I was at a pre-wedding party Saturday, the bride (29) is the daughter of my wife's colleague at Middlebury College.  We are their neighbors, it was a nice little get together of 20, 30, 40, 50 and 60-somethings.

Tony, the father of the bride, said something to me about what his daughter and very-near-future son-in-law had to look forward to.  He said that in our generation, our parents really believed that the lives of their kids was going to get better and better.  He said he didn't know if parents today can feel that way.  The economy has been bleak, jobs have been scarce.

I thought about that the next day.  On the one hand, I agreed with Tony.  I think this recession is different.  I think that America does not have that certain look of Yankee Pennant in its eye.  And watching Bill McKibben of Middlebury speak on Dave Letterman, it is hard not to side with Dave's cynical laughter.

But I also think that most of the enviro- losses are from neighbors catching up to us who had been held down.  There was no "race" in the past with China.  We won every game.

Pretty often, in retrowspect, something nice happens to be cheap - like Youtube, or Pandora, or a cell phone.  That does not make it less of a life standard increase.  What did our grandparents hope for?  A lusher green lawn?  A bigger - no, even BIGGER car?
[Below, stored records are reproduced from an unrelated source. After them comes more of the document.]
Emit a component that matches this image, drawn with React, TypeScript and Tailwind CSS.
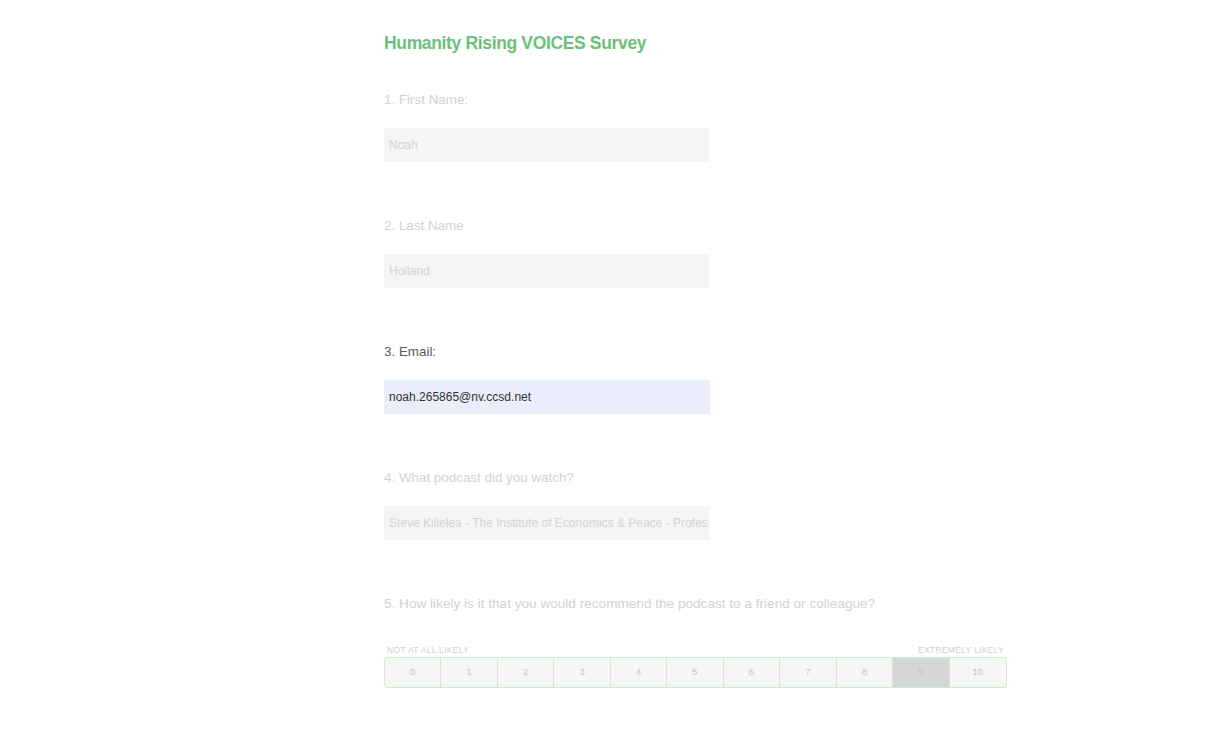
const questions = [
  { label: "1. First Name:", value: "Noah" },
  { label: "2. Last Name", value: "Holland" },
  { label: "3. Email:", value: "noah.265865@nv.ccsd.net", active: true },
  { label: "4. What podcast did you watch?", value: "Steve Killelea - The Institute of Economics & Peace - Profes" },
]

const scale = [0, 1, 2, 3, 4, 5, 6, 7, 8, 9, 10]

export default function App() {
  return (
    <div className="min-h-[738px] bg-white font-['Liberation_Sans',Arial,sans-serif]">
      <div className="ml-[384px] w-[623px] pt-[32px]">
        <h1 className="text-[17.5px] leading-[22px] font-bold text-[#6cbf79] tracking-[-0.35px]">
          Humanity Rising VOICES Survey
        </h1>

        <div className="mt-[38px] flex flex-col gap-[56px]">
          {questions.map((q) => (
            <div key={q.label}>
              <div className={`text-[13.4px] leading-[16px] ${q.active ? "text-[#555a5f]" : "text-[#d2d2d2]"}`}>
                {q.label}
              </div>
              <div
                className={`mt-[20px] h-[34px] w-[326px] flex items-center px-[5px] whitespace-nowrap text-[12px] ${
                  q.active ? "bg-[#e9eefa] text-[#333]" : "bg-[#f5f5f5] text-[#d4d4d4]"
                }`}
              >
                {q.value}
              </div>
            </div>
          ))}

          <div>
            <div className="text-[13.6px] leading-[16px] text-[#d2d2d2]">
              5. How likely is it that you would recommend the podcast to a friend or colleague?
            </div>
            <div className="mt-[33px] flex justify-between px-[3px] text-[8.5px] leading-[10px] tracking-[0.3px] text-[#cfcfcf]">
              <span>NOT AT ALL LIKELY</span>
              <span>EXTREMELY LIKELY</span>
            </div>
            <div className="mt-[2px] grid grid-cols-11 h-[31px] border border-[#cfeccf] rounded-[3px] overflow-hidden">
              {scale.map((n) => (
                <div
                  key={n}
                  className={`flex items-center justify-center text-[9.5px] border-[#cfeccf] ${
                    n < 10 ? "border-r" : ""
                  } ${n === 9 ? "bg-[#d6d6d6] text-[#c4c4c4]" : "bg-[#f6f6f6] text-[#c6c6c6]"}`}
                >
                  {n}
                </div>
              ))}
            </div>
          </div>
        </div>
      </div>
    </div>
  )
}
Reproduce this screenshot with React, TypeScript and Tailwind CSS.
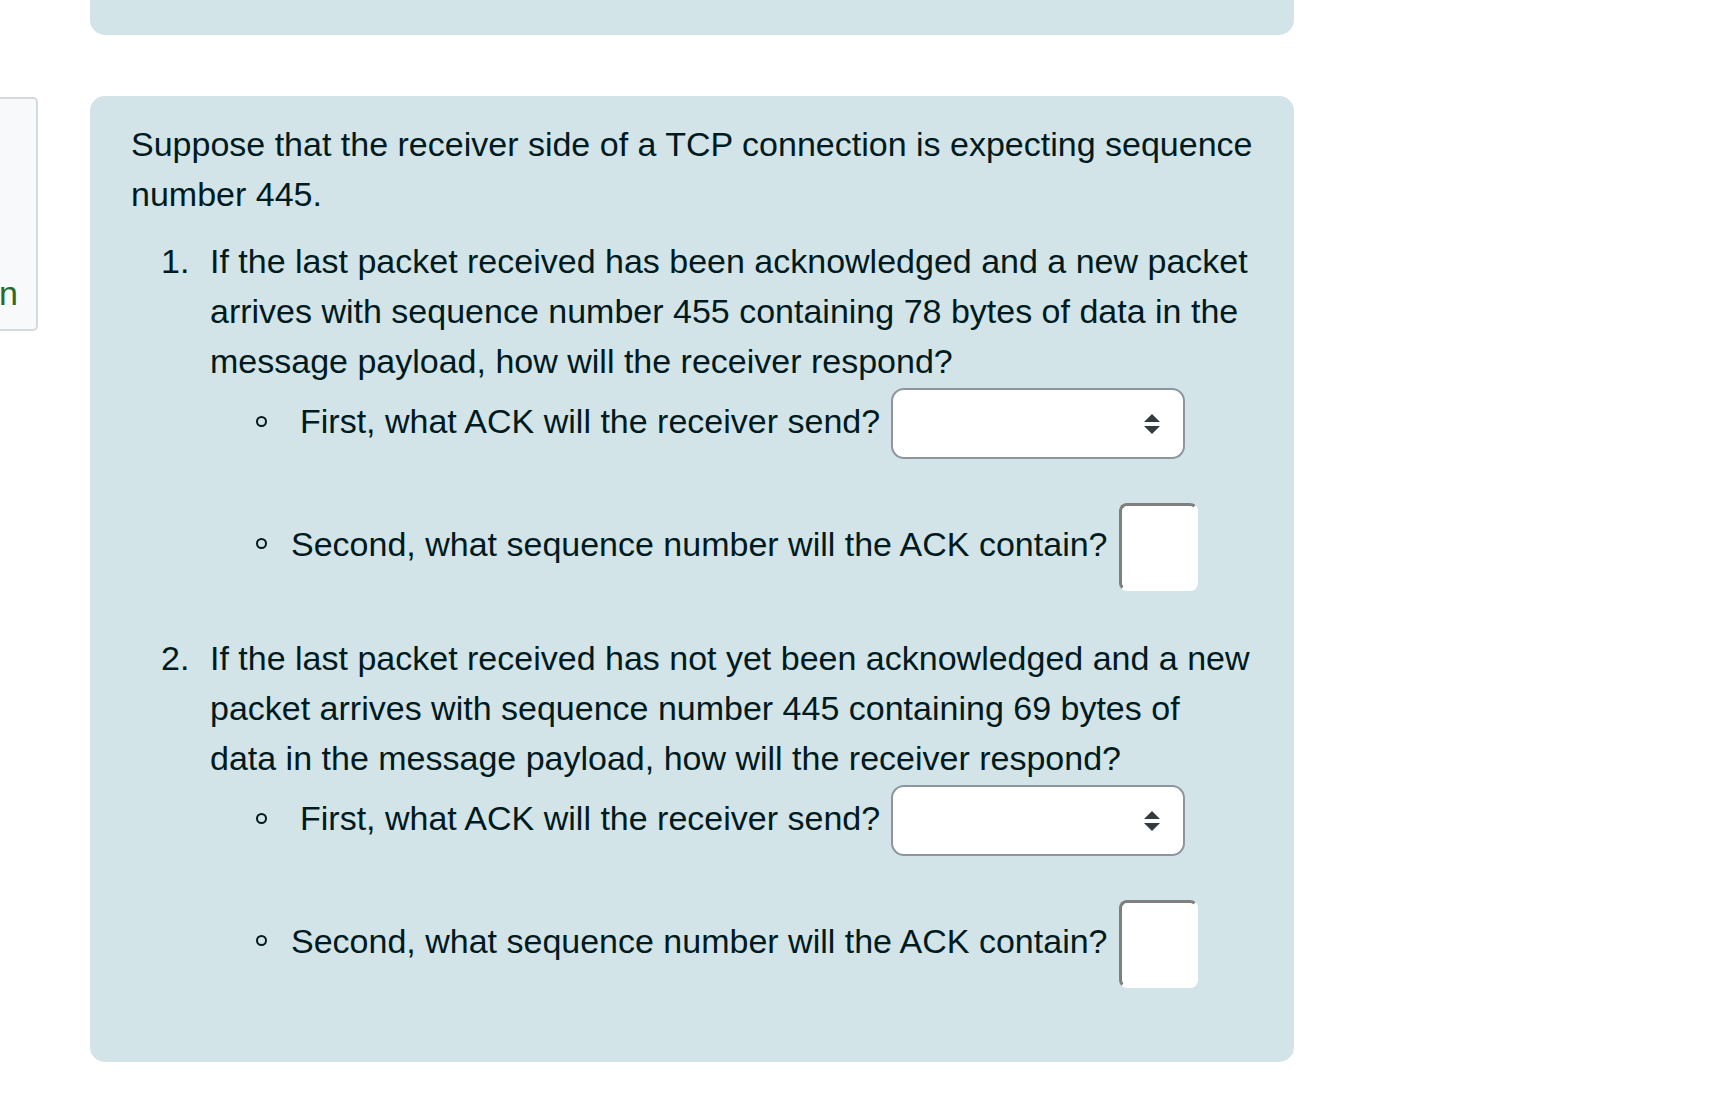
import React from "react";

function SelectBox() {
  return (
    <div className="relative w-[294px] h-[71px] shrink-0 bg-white border-2 border-[#8f959e] rounded-[13px]">
      <svg
        className="absolute right-[23px] top-1/2 -translate-y-1/2"
        width="16"
        height="20"
        viewBox="0 0 4 5"
      >
        <path d="M2 0L0 2h4zm0 5L0 3h4z" fill="#343a40" />
      </svg>
    </div>
  );
}

function InputBox() {
  return (
    <div className="w-[79px] h-[88px] shrink-0 bg-white border-[3px] border-t-[#7f7f7f] border-l-[#7f7f7f] border-r-white border-b-white rounded-[8px]" />
  );
}

function Bullet() {
  return <span className="block w-[11px] h-[11px] shrink-0 rounded-full border-2 border-[#001a1e]" />;
}

function Item({
  num,
  lines,
}: {
  num: string;
  lines: string[];
}) {
  return (
    <li className="flex">
      <span className="w-[79px] shrink-0 pl-[30px] leading-[50px]">{num}</span>
      <div className="flex flex-col">
        <div className="leading-[50px] whitespace-nowrap">
          {lines.map((l, i) => (
            <span key={i} className="block">
              {l}
            </span>
          ))}
        </div>
        <div className="mt-[2px] h-[71px] flex items-center">
          <div className="flex items-center pl-[46px] pb-[5px] leading-[50px] whitespace-nowrap">
            <Bullet />
            <span className="ml-[33px]">First, what ACK will the receiver send?</span>
          </div>
          <div className="ml-[11px]">
            <SelectBox />
          </div>
        </div>
        <div className="mt-[44px] h-[88px] flex items-center">
          <div className="flex items-center pl-[46px] pb-[7px] leading-[50px] whitespace-nowrap">
            <Bullet />
            <span className="ml-[24px]">Second, what sequence number will the ACK contain?</span>
          </div>
          <div className="ml-[11px]">
            <InputBox />
          </div>
        </div>
      </div>
    </li>
  );
}

export default function App() {
  return (
    <div className="min-h-screen bg-white flex font-['Liberation_Sans',Arial,Helvetica,sans-serif] text-[34px] text-[#001a1e] overflow-hidden">
      <div className="w-[38px] shrink-0 pt-[97px]">
        <div className="-ml-[10px] w-[48px] h-[234px] bg-[#f8f9fa] border-2 border-[#d5d9dd] rounded-[5px] overflow-hidden flex flex-col justify-end pb-[16px] pl-[7px]">
          <span className="text-[#2b6a2b] leading-[40px]">n</span>
        </div>
      </div>
      <div className="ml-[52px] w-[1204px] shrink-0">
        <div className="h-[35px] bg-[#d2e4e8] rounded-b-[15px]" />
        <div className="mt-[61px] bg-[#d2e4e8] rounded-[15px] pt-[23px] pb-[74px] px-[41px]">
          <p className="leading-[50px] mb-[17px] whitespace-nowrap">
            <span className="block">Suppose that the receiver side of a TCP connection is expecting sequence</span>
            <span className="block">number 445.</span>
          </p>
          <ol className="flex flex-col gap-[42px]">
            <Item
              num="1."
              lines={[
                "If the last packet received has been acknowledged and a new packet",
                "arrives with sequence number 455 containing 78 bytes of data in the",
                "message payload, how will the receiver respond?",
              ]}
            />
            <Item
              num="2."
              lines={[
                "If the last packet received has not yet been acknowledged and a new",
                "packet arrives with sequence number 445 containing 69 bytes of",
                "data in the message payload, how will the receiver respond?",
              ]}
            />
          </ol>
        </div>
      </div>
    </div>
  );
}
All I need is some music, a view, friends, and a game of Risk (oops, as soon as I wrote this, Shockwave or Habro took the Risk game away online, sorrow!) , which I used to be able to play free from Hasbro on Shockwave.   I don't enjoy those things less because more people can enjoy them.  Humanity is learning to increase access to things that we enjoy more and which consume fewer resources.